Por um mundo mais ignorante

Por um mundo mais ignorante

Não. Não enlouqueci. A palavra "ignorante" quase sempre é associada a pessoas que, por ignorarem algumas coisas cometem atos bárbaros, violentos ou antiéticos. Isso não é ignorância, isso é uma doença mental.

Quero aqui ressaltar a importância da ignorância em um mundo em que o saber se mostrou ineficaz. A importância da ignorância dos cientistas e dos pacifistas. Estou me referindo à ignorância socrática. Sócrates, o filosofo grego que tem atribuída a autoria da célebre frase: “Só sei que nada sei”.

Cria-se um paradoxo aí, pois, durante toda nossa vida, buscamos um certo conhecimento das coisas, vamos à escola, fazemos faculdade, buscamos a excelência em alguma profissão, ensinamos nossos filhos a não queimarem as mãos nas mesmas fogueiras que nós e por aí vai.

Penso que em todo ato de violência há um pressuposto: “Eu posso e devo subjugar o próximo pois eu sei quem ele é”. Assim, nazistas massacram judeus, heterossexuais massacram homossexuais, pois possuem claramente o conhecimento inequívoco de que o outro é de tal e tal forma. Adquirir conhecimento é uma característica muito marcante da nossa espécie que, não à toa, foi batizada de Homo Sapiens Sapiens: o Homo que sabe e que deseja incessantemente saber das coisas ao seu redor. Pois digo que isso não é apenas uma caraterística resultante da alta complexidade do nosso sistema nervoso, mas também um problema que temos que lidar diariamente.  Ao conhecer certo objeto visamos o esgotamento de todas as possibilidades de novas significações.

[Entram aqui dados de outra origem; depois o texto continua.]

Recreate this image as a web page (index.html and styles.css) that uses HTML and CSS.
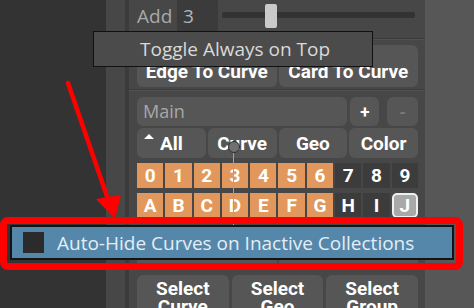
FILE: index.html
```html
<!DOCTYPE html>
<html lang="en">
<head>
    <meta charset="UTF-8">
    <meta name="viewport" content="width=device-width, initial-scale=1.0">
    <title>Curve Collections</title>
    <link rel="stylesheet" href="styles.css">
</head>
<body>
    <div class="desk"></div>
    <div class="dock-strip"></div>
    <main class="panel">
        <div class="add-row">
            <span class="add-label">Add</span>
            <span class="add-field">3</span>
            <div class="slider">
                <div class="slider-track"></div>
                <div class="slider-handle"></div>
            </div>
        </div>
        <div class="sep"></div>
        <div class="btn-row two edge">
            <button class="btn">Edge To Curve</button>
            <button class="btn">Card To Curve</button>
        </div>
        <div class="sep"></div>
        <div class="main-row">
            <div class="name-field">Main</div>
            <button class="btn small">+</button>
            <button class="btn small dim">-</button>
        </div>
        <div class="btn-row four">
            <button class="btn tab"><span class="caret"></span>All</button>
            <button class="btn tab">Curve</button>
            <button class="btn tab">Geo</button>
            <button class="btn tab">Color</button>
        </div>
        <div class="grid" id="grid"></div>
        <div class="btn-row two covered">
            <button class="btn">Show All</button>
            <button class="btn">Hide All</button>
        </div>
        <div class="btn-row three">
            <button class="btn tall">Select<br>Curve</button>
            <button class="btn tall">Select<br>Geo</button>
            <button class="btn tall">Select<br>Group</button>
        </div>
    </main>
    <div class="side"></div>

    <!-- overlays -->
    <div class="tooltip">Toggle Always on Top</div>

    <div class="pin-line"></div>
    <div class="pin-dot"></div>

    <div class="highlight">
        <div class="menu-item">
            <span class="check"></span>
            <span>Auto-Hide Curves on Inactive Collections</span>
        </div>
    </div>

    <svg class="arrow" width="140" height="230" viewBox="0 0 140 230">
        <line x1="68" y1="83" x2="110" y2="205" stroke="#ff0000" stroke-width="4.5" stroke-linecap="round"/>
        <polygon points="115,219 96,199 121,195" fill="#ff0000"/>
    </svg>

    <script>
        const grid = document.getElementById('grid');
        const cells = [
            '0', '1', '2', '3', '4', '5', '6', '7', '8', '9',
            'A', 'B', 'C', 'D', 'E', 'F', 'G', 'H', 'I', 'J'
        ];
        const used = ['0', '1', '2', '3', '4', '5', '6', 'A', 'B', 'C', 'D', 'E', 'F', 'G'];

        cells.forEach((label) => {
            const cell = document.createElement('div');
            cell.className = 'cell';
            if (used.includes(label)) cell.classList.add('used');
            if (label === 'J') cell.classList.add('active');
            cell.textContent = label;
            grid.appendChild(cell);
        });
    </script>
</body>
</html>
```

FILE: styles.css
```css
body {
    margin: 0;
    width: 474px;
    height: 308px;
    overflow: hidden;
    display: flex;
    background-color: #333333;
    font-family: Roboto, "Liberation Sans", sans-serif;
    position: relative;
}
.desk {
    width: 106px;
    background-color: #333333;
}
.dock-strip {
    width: 19px;
    background-color: #474747;
    border-right: 4px solid #3b3b3b;
}
.panel {
    width: 281px;
    height: 308px;
    overflow: hidden;
    padding: 0 7px 0 8px;
    background-color: #474747;
    display: flex;
    flex-direction: column;
}
.panel > * {
    flex-shrink: 0;
}
.side {
    flex: 1;
    background-color: #575757;
}
.add-row {
    height: 36px;
    display: flex;
    align-items: flex-start;
}
.add-label {
    font-family: "Open Sans", "Noto Sans", sans-serif;
    font-size: 19px;
    color: #a9a9a9;
    line-height: 32px;
    width: 40px;
}
.add-field {
    width: 35px;
    height: 32px;
    padding-left: 6px;
    background-color: #3b3b3b;
    font-family: "Open Sans", "Noto Sans", sans-serif;
    font-size: 19px;
    color: #b5b5b5;
    line-height: 32px;
}
.slider {
    flex: 1;
    position: relative;
    height: 32px;
    margin-left: 4px;
}
.slider-track {
    margin-top: 12px;
    height: 6px;
    margin-right: 3px;
    background-color: #333333;
    border-radius: 2px;
}
.slider-handle {
    position: absolute;
    left: 43px;
    top: 4px;
    width: 12px;
    height: 24px;
    background-color: #cacaca;
    border-radius: 2px;
}
.sep {
    height: 1px;
    background-color: #3a3a3a;
    border-bottom: 1px solid #525252;
    margin: 2px -7px 3px -8px;
}
.btn-row {
    display: grid;
    gap: 2px;
    margin-top: 2px;
}
.btn-row.two {
    grid-template-columns: 1fr 1fr;
}
.btn-row.four {
    grid-template-columns: repeat(4, 1fr);
}
.btn-row.three {
    grid-template-columns: repeat(3, 1fr);
    gap: 3px;
    margin-top: 6px;
}
.btn {
    border: none;
    margin: 0;
    padding: 0;
    background-color: #565656;
    color: #ffffff;
    font-family: Roboto, "Liberation Sans", sans-serif;
    font-weight: bold;
    font-size: 19px;
    border-radius: 6px;
    height: 42px;
    padding-top: 10px;
    position: relative;
}
.btn.tab {
    height: 30px;
    padding-top: 0;
}
.btn.tall {
    height: 50px;
    line-height: 18px;
    align-self: start;
    display: flex;
    flex-direction: column;
    justify-content: flex-start;
    align-items: center;
    padding-top: 5px;
}
.caret {
    position: absolute;
    left: 7px;
    top: 6px;
    width: 0;
    height: 0;
    border-left: 5px solid transparent;
    border-right: 5px solid transparent;
    border-bottom: 5px solid #ffffff;
}
.main-row {
    display: flex;
    gap: 3px;
    margin-top: 3px;
}
.name-field {
    width: 206px;
    height: 29px;
    padding-left: 6px;
    background-color: #565656;
    border-radius: 6px;
    font-family: "Open Sans", "Noto Sans", sans-serif;
    font-size: 18px;
    color: #a8a8a8;
    line-height: 29px;
}
.btn.small {
    width: 29px;
    height: 29px;
    padding-top: 0;
    font-size: 17px;
}
.btn.dim {
    color: #7a7a7a;
    width: 31px;
    margin-left: 5px;
}
.grid {
    margin-top: 5px;
    display: grid;
    grid-template-columns: repeat(10, 1fr);
    grid-auto-rows: 25px;
    column-gap: 2px;
    row-gap: 5px;
}
.cell {
    background-color: #3c3c3c;
    color: #ffffff;
    font-weight: bold;
    font-size: 19px;
    display: flex;
    align-items: center;
    justify-content: center;
}
.cell.used {
    background-color: #e2985c;
}
.cell.active {
    background-color: #a9a9a9;
    border: 2px solid #f0f0f0;
    border-radius: 5px;
    box-sizing: border-box;
}
.covered {
    margin-top: 9px;
}
.tooltip {
    position: absolute;
    left: 93px;
    top: 31px;
    width: 280px;
    height: 36px;
    box-sizing: border-box;
    border: 1px solid #111111;
    background-color: #4b4b4b;
    color: #d9d9d9;
    font-family: "Open Sans", "Noto Sans", sans-serif;
    font-size: 19px;
    line-height: 34px;
    padding-left: 46px;
}
.pin-line {
    position: absolute;
    left: 233px;
    top: 150px;
    width: 1px;
    height: 76px;
    background-color: #93a6b6;
}
.pin-dot {
    position: absolute;
    left: 228px;
    top: 141px;
    width: 10px;
    height: 10px;
    border-radius: 50%;
    background-color: #707070;
    border: 1px solid #2e2e2e;
}
.highlight {
    position: absolute;
    left: 0;
    top: 217px;
    width: 449px;
    height: 39px;
    border: 7px solid #ff0000;
    border-radius: 8px;
}
.menu-item {
    margin: 1px 0 0 3px;
    height: 35px;
    width: 444px;
    box-sizing: border-box;
    border: 2px solid #141414;
    background-color: #5587ab;
    display: flex;
    align-items: center;
    gap: 13px;
    padding-left: 11px;
    font-family: "Open Sans", "Noto Sans", sans-serif;
    font-size: 19px;
    color: #e4edf4;
}
.check {
    width: 21px;
    height: 21px;
    background-color: #2b2b2b;
}
.arrow {
    position: absolute;
    left: 0;
    top: 0;
}
```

Feito isso, duvidamos de tal esgotamento e manipulamos o objeto a fim de destruí-lo com o objetivo de observar profundamente - em sua estrutura mais íntima - o seu significado. Como uma criança que ao ganhar um novo brinquedo pega, põe na boca, morde e o destrói. A criança – e nós mesmos carregamos isso na vida adulta – tem associados o desejo de compreensão do mundo e a agressividade, que analisa, separa as partes do objeto para melhor verificação.

O problema começa quando aplicamos esse modelo – e não podemos evitar - ao outro ser humano, aos nossos filhos ou amigos, por exemplo. Na medida em que a relação se aprofunda, baseada em um desejo de conhecimento, se constroem as certezas sobre o que o outro é, sobre o que ele faria em diversas situações, sobre o que ele gosta e etc. Aprisionamos o outro em nossa mente de modo a eternizá-lo e, ao mesmo tempo, destruí-lo.  Por mais que você pense que conheça sua esposa, saiba que você não sabe e nunca saberá inequivocamente o que ela de fato é. Isso é impossível e indesejável.